— start —

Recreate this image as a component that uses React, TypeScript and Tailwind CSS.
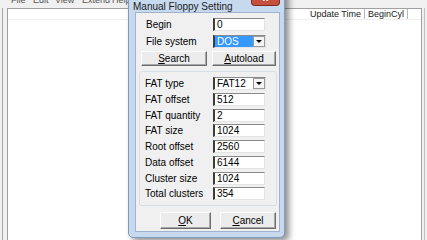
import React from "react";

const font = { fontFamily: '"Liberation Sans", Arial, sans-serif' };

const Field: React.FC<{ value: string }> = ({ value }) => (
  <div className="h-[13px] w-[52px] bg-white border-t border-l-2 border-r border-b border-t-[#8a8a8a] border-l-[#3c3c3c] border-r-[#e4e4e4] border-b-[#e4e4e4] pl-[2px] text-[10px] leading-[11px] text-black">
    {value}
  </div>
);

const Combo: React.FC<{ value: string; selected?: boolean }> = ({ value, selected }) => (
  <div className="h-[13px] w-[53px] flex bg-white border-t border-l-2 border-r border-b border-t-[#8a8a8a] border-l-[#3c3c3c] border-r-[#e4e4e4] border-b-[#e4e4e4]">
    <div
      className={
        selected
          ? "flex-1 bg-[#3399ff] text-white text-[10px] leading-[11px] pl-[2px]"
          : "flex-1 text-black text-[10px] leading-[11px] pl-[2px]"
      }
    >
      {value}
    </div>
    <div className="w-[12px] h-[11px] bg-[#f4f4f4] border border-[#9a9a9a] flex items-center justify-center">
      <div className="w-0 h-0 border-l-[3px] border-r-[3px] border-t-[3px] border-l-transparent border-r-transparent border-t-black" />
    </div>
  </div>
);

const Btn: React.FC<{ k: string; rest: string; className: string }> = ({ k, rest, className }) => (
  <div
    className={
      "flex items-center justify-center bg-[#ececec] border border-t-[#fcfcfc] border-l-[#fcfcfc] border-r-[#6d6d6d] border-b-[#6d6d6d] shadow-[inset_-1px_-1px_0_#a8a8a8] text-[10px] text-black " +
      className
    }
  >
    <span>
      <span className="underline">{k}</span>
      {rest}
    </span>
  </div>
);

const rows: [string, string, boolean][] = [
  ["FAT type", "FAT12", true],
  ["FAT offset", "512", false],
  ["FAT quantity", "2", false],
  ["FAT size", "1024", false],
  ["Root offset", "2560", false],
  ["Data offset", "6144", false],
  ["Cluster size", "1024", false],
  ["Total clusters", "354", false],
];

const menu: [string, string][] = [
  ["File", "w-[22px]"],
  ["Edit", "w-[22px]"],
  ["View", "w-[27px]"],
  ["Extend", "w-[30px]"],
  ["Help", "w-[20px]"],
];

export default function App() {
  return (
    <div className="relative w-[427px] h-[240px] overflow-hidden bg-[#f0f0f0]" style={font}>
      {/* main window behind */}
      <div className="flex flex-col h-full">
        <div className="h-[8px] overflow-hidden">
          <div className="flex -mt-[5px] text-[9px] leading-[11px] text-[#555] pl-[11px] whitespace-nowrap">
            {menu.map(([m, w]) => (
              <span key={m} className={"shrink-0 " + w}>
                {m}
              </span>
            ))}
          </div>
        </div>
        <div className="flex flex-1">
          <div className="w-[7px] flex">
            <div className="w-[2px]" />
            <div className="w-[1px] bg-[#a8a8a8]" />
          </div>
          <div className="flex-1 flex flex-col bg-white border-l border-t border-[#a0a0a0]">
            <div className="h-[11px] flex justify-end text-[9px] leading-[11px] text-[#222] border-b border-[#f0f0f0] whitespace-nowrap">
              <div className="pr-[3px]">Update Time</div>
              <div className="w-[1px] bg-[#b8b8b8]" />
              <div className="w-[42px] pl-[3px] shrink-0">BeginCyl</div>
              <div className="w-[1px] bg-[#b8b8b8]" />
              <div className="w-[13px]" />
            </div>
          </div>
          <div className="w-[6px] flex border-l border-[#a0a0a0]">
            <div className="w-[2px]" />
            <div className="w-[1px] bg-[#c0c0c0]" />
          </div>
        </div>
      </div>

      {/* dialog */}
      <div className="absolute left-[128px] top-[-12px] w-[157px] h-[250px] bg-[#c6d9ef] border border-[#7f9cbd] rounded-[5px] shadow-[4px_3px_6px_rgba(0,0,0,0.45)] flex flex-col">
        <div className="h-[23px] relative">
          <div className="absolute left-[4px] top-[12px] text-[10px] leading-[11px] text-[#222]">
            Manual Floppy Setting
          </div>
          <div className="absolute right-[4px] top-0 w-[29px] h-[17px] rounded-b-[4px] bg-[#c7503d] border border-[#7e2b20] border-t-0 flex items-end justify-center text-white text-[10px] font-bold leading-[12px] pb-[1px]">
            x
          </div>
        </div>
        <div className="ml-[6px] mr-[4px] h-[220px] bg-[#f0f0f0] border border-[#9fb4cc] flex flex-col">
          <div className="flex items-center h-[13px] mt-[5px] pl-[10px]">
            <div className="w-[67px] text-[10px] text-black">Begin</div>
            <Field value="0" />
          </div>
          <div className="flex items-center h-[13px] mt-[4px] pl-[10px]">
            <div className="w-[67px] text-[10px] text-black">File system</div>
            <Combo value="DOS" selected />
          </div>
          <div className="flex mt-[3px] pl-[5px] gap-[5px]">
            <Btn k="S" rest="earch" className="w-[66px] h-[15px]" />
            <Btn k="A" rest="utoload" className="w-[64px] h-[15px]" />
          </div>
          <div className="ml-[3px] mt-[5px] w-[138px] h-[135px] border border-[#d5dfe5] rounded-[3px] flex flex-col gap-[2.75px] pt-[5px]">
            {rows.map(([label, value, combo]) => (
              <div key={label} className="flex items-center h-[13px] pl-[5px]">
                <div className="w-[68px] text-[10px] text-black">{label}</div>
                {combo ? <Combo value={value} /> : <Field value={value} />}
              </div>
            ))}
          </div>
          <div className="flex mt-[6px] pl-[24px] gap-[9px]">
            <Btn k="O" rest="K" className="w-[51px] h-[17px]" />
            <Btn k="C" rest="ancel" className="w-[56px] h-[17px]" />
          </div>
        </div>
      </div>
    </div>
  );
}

— end —

> Exercise task
Show, from the material above, each line that includes the string "React".

> Problem solution
Recreate this image as a component that uses React, TypeScript and Tailwind CSS.
import React from "react";
const Field: React.FC<{ value: string }> = ({ value }) => (
const Combo: React.FC<{ value: string; selected?: boolean }> = ({ value, selected }) => (
const Btn: React.FC<{ k: string; rest: string; className: string }> = ({ k, rest, className }) => (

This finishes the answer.